# PROBLEM DESCRIPTION
Print all of the lines exactly. Any picture among them stays out.

# RAW DATA

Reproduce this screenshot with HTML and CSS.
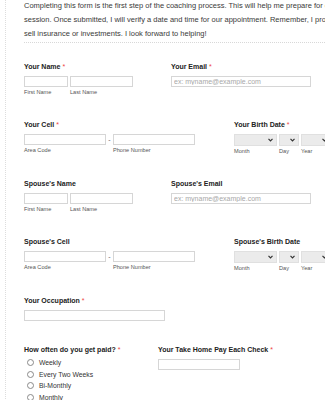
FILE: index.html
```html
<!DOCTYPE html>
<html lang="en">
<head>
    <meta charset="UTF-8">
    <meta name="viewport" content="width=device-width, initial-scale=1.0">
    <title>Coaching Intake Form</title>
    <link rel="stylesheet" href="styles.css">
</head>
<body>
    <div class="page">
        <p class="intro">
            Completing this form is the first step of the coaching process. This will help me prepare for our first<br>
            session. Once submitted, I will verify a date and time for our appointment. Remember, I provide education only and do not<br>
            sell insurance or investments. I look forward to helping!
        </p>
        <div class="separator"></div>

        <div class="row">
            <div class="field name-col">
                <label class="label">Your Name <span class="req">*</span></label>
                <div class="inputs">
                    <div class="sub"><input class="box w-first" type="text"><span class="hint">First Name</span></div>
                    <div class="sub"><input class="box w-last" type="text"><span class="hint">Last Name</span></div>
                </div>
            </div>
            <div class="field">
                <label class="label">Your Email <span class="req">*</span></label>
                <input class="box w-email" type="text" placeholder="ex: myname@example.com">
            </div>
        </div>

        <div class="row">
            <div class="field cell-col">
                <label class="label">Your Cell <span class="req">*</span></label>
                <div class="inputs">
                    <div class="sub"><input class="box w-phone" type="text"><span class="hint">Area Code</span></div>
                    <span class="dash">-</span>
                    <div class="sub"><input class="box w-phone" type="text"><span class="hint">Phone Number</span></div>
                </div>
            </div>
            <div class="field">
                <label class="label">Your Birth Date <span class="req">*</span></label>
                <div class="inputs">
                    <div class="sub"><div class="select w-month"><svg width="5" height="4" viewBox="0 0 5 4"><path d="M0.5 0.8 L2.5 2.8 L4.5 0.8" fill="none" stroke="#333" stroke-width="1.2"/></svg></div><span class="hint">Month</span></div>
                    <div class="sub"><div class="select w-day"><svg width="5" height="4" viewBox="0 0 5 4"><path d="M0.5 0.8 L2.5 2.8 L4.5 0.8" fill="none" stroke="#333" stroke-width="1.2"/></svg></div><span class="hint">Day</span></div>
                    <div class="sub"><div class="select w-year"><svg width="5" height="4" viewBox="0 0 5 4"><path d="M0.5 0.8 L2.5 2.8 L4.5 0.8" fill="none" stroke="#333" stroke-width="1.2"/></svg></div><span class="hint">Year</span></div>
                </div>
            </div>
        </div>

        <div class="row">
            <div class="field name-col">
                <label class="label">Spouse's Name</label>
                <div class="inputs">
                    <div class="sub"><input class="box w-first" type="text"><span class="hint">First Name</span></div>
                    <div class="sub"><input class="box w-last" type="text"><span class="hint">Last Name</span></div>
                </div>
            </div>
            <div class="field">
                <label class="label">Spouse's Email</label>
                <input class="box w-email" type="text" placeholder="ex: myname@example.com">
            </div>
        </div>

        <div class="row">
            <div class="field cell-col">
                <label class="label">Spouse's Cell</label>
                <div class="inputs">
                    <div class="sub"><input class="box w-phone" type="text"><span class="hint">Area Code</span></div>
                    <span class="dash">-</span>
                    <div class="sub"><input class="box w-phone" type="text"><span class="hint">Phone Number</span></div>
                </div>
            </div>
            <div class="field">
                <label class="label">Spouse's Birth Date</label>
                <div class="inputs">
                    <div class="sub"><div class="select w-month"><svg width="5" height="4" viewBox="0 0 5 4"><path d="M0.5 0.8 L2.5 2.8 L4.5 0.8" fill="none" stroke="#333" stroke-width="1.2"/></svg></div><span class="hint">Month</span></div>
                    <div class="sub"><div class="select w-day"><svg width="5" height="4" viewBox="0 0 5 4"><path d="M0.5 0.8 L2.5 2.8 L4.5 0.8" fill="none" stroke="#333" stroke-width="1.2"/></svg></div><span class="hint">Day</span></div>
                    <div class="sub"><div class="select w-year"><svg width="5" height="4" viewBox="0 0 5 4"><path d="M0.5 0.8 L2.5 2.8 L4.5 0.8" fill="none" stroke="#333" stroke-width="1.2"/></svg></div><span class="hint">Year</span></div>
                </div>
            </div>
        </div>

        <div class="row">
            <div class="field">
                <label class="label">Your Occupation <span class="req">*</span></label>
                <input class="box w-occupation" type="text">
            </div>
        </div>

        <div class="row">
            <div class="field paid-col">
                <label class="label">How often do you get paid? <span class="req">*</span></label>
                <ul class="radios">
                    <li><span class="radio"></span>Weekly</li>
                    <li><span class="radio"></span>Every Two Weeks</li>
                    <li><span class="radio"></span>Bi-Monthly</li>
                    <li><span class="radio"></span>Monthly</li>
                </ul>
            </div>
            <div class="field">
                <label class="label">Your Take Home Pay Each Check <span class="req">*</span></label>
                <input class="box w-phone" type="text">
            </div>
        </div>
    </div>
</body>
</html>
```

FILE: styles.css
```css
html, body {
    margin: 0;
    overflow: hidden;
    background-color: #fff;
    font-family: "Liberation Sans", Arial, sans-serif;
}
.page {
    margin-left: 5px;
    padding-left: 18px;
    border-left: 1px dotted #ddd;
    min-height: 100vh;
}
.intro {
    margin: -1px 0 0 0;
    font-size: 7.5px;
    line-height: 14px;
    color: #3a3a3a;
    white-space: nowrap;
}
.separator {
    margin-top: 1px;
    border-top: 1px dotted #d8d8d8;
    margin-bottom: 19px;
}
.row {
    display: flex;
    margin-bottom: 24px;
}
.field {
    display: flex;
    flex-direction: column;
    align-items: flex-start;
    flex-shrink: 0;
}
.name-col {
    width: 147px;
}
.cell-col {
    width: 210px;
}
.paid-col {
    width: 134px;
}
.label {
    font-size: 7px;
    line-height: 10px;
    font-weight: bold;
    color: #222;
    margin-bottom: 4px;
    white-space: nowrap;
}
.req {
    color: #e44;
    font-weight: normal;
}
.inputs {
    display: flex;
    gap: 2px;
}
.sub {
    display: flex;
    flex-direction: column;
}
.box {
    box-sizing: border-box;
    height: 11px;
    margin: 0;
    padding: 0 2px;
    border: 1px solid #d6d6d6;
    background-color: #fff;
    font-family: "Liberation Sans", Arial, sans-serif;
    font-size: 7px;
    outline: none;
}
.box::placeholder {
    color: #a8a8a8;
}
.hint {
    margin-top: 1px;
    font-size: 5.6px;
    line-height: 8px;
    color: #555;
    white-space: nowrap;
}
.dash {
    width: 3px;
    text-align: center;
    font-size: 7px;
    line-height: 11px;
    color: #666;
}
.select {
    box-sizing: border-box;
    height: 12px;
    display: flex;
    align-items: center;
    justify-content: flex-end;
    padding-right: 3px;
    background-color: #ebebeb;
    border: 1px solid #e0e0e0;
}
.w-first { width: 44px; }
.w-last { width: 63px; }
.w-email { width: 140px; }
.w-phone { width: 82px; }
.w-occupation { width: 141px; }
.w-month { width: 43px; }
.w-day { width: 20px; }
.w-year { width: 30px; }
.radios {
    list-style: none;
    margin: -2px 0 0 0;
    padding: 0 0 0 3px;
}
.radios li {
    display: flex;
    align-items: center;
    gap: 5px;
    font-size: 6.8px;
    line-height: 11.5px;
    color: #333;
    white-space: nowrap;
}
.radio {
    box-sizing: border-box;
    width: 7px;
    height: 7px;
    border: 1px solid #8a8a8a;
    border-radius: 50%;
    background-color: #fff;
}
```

# EXERCISE SOLUTION
Reproduce this screenshot with HTML and CSS.
FILE: index.html
```html
<!DOCTYPE html>
<html lang="en">
<head>
    <meta charset="UTF-8">
    <meta name="viewport" content="width=device-width, initial-scale=1.0">
    <title>Coaching Intake Form</title>
    <link rel="stylesheet" href="styles.css">
</head>
<body>
    <div class="page">
        <p class="intro">
            Completing this form is the first step of the coaching process. This will help me prepare for our first<br>
            session. Once submitted, I will verify a date and time for our appointment. Remember, I provide education only and do not<br>
            sell insurance or investments. I look forward to helping!
        </p>
        <div class="separator"></div>

        <div class="row">
            <div class="field name-col">
                <label class="label">Your Name <span class="req">*</span></label>
                <div class="inputs">
                    <div class="sub"><input class="box w-first" type="text"><span class="hint">First Name</span></div>
                    <div class="sub"><input class="box w-last" type="text"><span class="hint">Last Name</span></div>
                </div>
            </div>
            <div class="field">
                <label class="label">Your Email <span class="req">*</span></label>
                <input class="box w-email" type="text" placeholder="ex: myname@example.com">
            </div>
        </div>

        <div class="row">
            <div class="field cell-col">
                <label class="label">Your Cell <span class="req">*</span></label>
                <div class="inputs">
                    <div class="sub"><input class="box w-phone" type="text"><span class="hint">Area Code</span></div>
                    <span class="dash">-</span>
                    <div class="sub"><input class="box w-phone" type="text"><span class="hint">Phone Number</span></div>
                </div>
            </div>
            <div class="field">
                <label class="label">Your Birth Date <span class="req">*</span></label>
                <div class="inputs">
                    <div class="sub"><div class="select w-month"><svg width="5" height="4" viewBox="0 0 5 4"><path d="M0.5 0.8 L2.5 2.8 L4.5 0.8" fill="none" stroke="#333" stroke-width="1.2"/></svg></div><span class="hint">Month</span></div>
                    <div class="sub"><div class="select w-day"><svg width="5" height="4" viewBox="0 0 5 4"><path d="M0.5 0.8 L2.5 2.8 L4.5 0.8" fill="none" stroke="#333" stroke-width="1.2"/></svg></div><span class="hint">Day</span></div>
                    <div class="sub"><div class="select w-year"><svg width="5" height="4" viewBox="0 0 5 4"><path d="M0.5 0.8 L2.5 2.8 L4.5 0.8" fill="none" stroke="#333" stroke-width="1.2"/></svg></div><span class="hint">Year</span></div>
                </div>
            </div>
        </div>

        <div class="row">
            <div class="field name-col">
                <label class="label">Spouse's Name</label>
                <div class="inputs">
                    <div class="sub"><input class="box w-first" type="text"><span class="hint">First Name</span></div>
                    <div class="sub"><input class="box w-last" type="text"><span class="hint">Last Name</span></div>
                </div>
            </div>
            <div class="field">
                <label class="label">Spouse's Email</label>
                <input class="box w-email" type="text" placeholder="ex: myname@example.com">
            </div>
        </div>

        <div class="row">
            <div class="field cell-col">
                <label class="label">Spouse's Cell</label>
                <div class="inputs">
                    <div class="sub"><input class="box w-phone" type="text"><span class="hint">Area Code</span></div>
                    <span class="dash">-</span>
                    <div class="sub"><input class="box w-phone" type="text"><span class="hint">Phone Number</span></div>
                </div>
            </div>
            <div class="field">
                <label class="label">Spouse's Birth Date</label>
                <div class="inputs">
                    <div class="sub"><div class="select w-month"><svg width="5" height="4" viewBox="0 0 5 4"><path d="M0.5 0.8 L2.5 2.8 L4.5 0.8" fill="none" stroke="#333" stroke-width="1.2"/></svg></div><span class="hint">Month</span></div>
                    <div class="sub"><div class="select w-day"><svg width="5" height="4" viewBox="0 0 5 4"><path d="M0.5 0.8 L2.5 2.8 L4.5 0.8" fill="none" stroke="#333" stroke-width="1.2"/></svg></div><span class="hint">Day</span></div>
                    <div class="sub"><div class="select w-year"><svg width="5" height="4" viewBox="0 0 5 4"><path d="M0.5 0.8 L2.5 2.8 L4.5 0.8" fill="none" stroke="#333" stroke-width="1.2"/></svg></div><span class="hint">Year</span></div>
                </div>
            </div>
        </div>

        <div class="row">
            <div class="field">
                <label class="label">Your Occupation <span class="req">*</span></label>
                <input class="box w-occupation" type="text">
            </div>
        </div>

        <div class="row">
            <div class="field paid-col">
                <label class="label">How often do you get paid? <span class="req">*</span></label>
                <ul class="radios">
                    <li><span class="radio"></span>Weekly</li>
                    <li><span class="radio"></span>Every Two Weeks</li>
                    <li><span class="radio"></span>Bi-Monthly</li>
                    <li><span class="radio"></span>Monthly</li>
                </ul>
            </div>
            <div class="field">
                <label class="label">Your Take Home Pay Each Check <span class="req">*</span></label>
                <input class="box w-phone" type="text">
            </div>
        </div>
    </div>
</body>
</html>
```

FILE: styles.css
```css
html, body {
    margin: 0;
    overflow: hidden;
    background-color: #fff;
    font-family: "Liberation Sans", Arial, sans-serif;
}
.page {
    margin-left: 5px;
    padding-left: 18px;
    border-left: 1px dotted #ddd;
    min-height: 100vh;
}
.intro {
    margin: -1px 0 0 0;
    font-size: 7.5px;
    line-height: 14px;
    color: #3a3a3a;
    white-space: nowrap;
}
.separator {
    margin-top: 1px;
    border-top: 1px dotted #d8d8d8;
    margin-bottom: 19px;
}
.row {
    display: flex;
    margin-bottom: 24px;
}
.field {
    display: flex;
    flex-direction: column;
    align-items: flex-start;
    flex-shrink: 0;
}
.name-col {
    width: 147px;
}
.cell-col {
    width: 210px;
}
.paid-col {
    width: 134px;
}
.label {
    font-size: 7px;
    line-height: 10px;
    font-weight: bold;
    color: #222;
    margin-bottom: 4px;
    white-space: nowrap;
}
.req {
    color: #e44;
    font-weight: normal;
}
.inputs {
    display: flex;
    gap: 2px;
}
.sub {
    display: flex;
    flex-direction: column;
}
.box {
    box-sizing: border-box;
    height: 11px;
    margin: 0;
    padding: 0 2px;
    border: 1px solid #d6d6d6;
    background-color: #fff;
    font-family: "Liberation Sans", Arial, sans-serif;
    font-size: 7px;
    outline: none;
}
.box::placeholder {
    color: #a8a8a8;
}
.hint {
    margin-top: 1px;
    font-size: 5.6px;
    line-height: 8px;
    color: #555;
    white-space: nowrap;
}
.dash {
    width: 3px;
    text-align: center;
    font-size: 7px;
    line-height: 11px;
    color: #666;
}
.select {
    box-sizing: border-box;
    height: 12px;
    display: flex;
    align-items: center;
    justify-content: flex-end;
    padding-right: 3px;
    background-color: #ebebeb;
    border: 1px solid #e0e0e0;
}
.w-first { width: 44px; }
.w-last { width: 63px; }
.w-email { width: 140px; }
.w-phone { width: 82px; }
.w-occupation { width: 141px; }
.w-month { width: 43px; }
.w-day { width: 20px; }
.w-year { width: 30px; }
.radios {
    list-style: none;
    margin: -2px 0 0 0;
    padding: 0 0 0 3px;
}
.radios li {
    display: flex;
    align-items: center;
    gap: 5px;
    font-size: 6.8px;
    line-height: 11.5px;
    color: #333;
    white-space: nowrap;
}
.radio {
    box-sizing: border-box;
    width: 7px;
    height: 7px;
    border: 1px solid #8a8a8a;
    border-radius: 50%;
    background-color: #fff;
}
```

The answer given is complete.